>> Begin
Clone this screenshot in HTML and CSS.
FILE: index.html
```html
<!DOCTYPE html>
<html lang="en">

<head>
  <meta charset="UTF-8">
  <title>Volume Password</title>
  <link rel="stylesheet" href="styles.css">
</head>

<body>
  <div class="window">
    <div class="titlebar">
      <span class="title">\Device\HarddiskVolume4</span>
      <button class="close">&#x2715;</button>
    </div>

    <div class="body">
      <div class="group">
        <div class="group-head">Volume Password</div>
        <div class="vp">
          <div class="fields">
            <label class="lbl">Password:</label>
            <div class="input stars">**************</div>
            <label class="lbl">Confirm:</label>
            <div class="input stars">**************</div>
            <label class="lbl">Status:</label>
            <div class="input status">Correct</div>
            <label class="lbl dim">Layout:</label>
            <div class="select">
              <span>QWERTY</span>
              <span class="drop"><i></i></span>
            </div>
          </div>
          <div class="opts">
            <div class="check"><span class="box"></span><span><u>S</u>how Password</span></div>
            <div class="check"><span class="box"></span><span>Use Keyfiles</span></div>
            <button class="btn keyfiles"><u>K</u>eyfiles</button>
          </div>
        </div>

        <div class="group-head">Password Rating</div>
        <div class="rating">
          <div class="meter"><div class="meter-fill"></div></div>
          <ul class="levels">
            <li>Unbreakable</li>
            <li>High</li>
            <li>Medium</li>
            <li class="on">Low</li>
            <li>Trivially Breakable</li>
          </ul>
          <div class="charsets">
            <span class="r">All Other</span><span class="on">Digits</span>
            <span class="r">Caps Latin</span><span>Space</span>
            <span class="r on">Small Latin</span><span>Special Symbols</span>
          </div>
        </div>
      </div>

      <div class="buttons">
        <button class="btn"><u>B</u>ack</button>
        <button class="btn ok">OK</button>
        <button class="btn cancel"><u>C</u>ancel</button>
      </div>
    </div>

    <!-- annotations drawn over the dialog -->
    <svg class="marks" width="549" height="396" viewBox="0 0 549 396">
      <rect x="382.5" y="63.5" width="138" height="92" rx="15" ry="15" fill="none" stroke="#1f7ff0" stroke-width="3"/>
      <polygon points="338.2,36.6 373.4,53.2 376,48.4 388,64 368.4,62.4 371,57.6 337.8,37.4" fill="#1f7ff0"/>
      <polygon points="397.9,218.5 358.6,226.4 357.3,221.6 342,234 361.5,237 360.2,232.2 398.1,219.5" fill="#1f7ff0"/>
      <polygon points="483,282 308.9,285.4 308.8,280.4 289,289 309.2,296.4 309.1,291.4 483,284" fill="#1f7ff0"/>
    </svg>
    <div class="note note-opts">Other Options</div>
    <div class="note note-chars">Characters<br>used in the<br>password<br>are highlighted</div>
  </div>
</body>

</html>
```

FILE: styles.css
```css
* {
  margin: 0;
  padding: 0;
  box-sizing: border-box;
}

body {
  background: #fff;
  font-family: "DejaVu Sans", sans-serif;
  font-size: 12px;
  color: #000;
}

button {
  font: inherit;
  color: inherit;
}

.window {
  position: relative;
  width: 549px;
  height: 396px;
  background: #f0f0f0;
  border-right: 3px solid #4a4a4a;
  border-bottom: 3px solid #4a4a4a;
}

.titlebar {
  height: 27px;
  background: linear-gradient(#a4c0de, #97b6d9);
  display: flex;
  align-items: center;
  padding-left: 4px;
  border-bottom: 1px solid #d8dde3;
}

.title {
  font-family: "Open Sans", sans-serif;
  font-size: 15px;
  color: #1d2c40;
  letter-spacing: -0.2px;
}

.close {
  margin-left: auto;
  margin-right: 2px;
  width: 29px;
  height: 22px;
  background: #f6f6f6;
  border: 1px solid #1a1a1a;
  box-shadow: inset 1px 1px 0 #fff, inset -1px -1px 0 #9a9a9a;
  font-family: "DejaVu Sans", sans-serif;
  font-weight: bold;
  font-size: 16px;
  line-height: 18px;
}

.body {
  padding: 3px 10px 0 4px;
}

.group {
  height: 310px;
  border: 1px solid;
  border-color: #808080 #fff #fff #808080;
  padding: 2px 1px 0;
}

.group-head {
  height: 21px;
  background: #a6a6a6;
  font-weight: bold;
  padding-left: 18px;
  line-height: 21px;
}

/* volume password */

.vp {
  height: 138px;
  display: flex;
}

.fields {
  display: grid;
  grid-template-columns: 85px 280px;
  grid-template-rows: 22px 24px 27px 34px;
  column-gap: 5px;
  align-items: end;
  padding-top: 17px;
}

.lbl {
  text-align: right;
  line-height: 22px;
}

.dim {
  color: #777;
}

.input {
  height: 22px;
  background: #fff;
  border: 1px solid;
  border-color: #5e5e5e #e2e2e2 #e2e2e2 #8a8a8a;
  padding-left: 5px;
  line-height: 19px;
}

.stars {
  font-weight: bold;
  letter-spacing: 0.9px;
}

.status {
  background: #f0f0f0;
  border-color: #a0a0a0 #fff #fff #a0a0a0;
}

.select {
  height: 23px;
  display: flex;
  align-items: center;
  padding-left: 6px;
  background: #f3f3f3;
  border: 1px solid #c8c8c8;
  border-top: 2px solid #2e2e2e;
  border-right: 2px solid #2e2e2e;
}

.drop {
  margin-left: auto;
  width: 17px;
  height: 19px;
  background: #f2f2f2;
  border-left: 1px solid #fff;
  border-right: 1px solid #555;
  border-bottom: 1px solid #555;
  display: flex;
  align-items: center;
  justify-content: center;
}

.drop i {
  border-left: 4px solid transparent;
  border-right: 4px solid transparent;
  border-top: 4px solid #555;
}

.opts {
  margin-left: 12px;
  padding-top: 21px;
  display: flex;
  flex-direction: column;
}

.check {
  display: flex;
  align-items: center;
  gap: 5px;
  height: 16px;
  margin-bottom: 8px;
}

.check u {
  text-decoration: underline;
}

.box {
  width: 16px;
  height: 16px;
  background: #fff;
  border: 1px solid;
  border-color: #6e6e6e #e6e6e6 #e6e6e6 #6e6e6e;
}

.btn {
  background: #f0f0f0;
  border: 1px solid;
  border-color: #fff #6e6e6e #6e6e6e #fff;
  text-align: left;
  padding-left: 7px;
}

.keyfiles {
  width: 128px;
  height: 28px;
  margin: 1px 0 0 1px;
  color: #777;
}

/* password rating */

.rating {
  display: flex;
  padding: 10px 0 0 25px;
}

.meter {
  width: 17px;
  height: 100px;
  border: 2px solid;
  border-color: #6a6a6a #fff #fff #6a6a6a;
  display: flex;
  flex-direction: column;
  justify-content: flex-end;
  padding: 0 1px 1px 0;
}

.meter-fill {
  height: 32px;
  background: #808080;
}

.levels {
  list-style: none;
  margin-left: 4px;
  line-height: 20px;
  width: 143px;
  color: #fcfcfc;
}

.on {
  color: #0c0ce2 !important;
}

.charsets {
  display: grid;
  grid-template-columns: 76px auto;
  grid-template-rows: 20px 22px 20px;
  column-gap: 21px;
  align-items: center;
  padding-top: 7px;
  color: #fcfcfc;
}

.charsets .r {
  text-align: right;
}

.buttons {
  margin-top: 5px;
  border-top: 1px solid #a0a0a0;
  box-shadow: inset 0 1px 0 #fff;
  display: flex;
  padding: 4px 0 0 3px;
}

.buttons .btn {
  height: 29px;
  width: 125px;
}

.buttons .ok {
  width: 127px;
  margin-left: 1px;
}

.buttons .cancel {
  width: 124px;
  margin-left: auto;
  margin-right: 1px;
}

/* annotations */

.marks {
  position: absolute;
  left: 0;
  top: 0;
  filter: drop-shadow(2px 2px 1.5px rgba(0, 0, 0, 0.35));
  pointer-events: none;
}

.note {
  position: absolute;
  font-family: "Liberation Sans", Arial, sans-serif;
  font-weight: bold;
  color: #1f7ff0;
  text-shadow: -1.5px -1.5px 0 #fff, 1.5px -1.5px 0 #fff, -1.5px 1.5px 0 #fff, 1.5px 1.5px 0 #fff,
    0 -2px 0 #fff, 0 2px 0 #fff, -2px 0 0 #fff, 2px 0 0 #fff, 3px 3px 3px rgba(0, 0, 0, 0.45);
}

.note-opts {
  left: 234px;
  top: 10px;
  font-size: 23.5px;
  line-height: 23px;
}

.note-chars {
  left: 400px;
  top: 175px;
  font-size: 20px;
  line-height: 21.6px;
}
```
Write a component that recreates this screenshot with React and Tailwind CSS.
>> End
• _Directions_
Which lines of the material contain the string "screenshot"? List each of them.

• _Solution to this task_
Clone this screenshot in HTML and CSS.
Write a component that recreates this screenshot with React and Tailwind CSS.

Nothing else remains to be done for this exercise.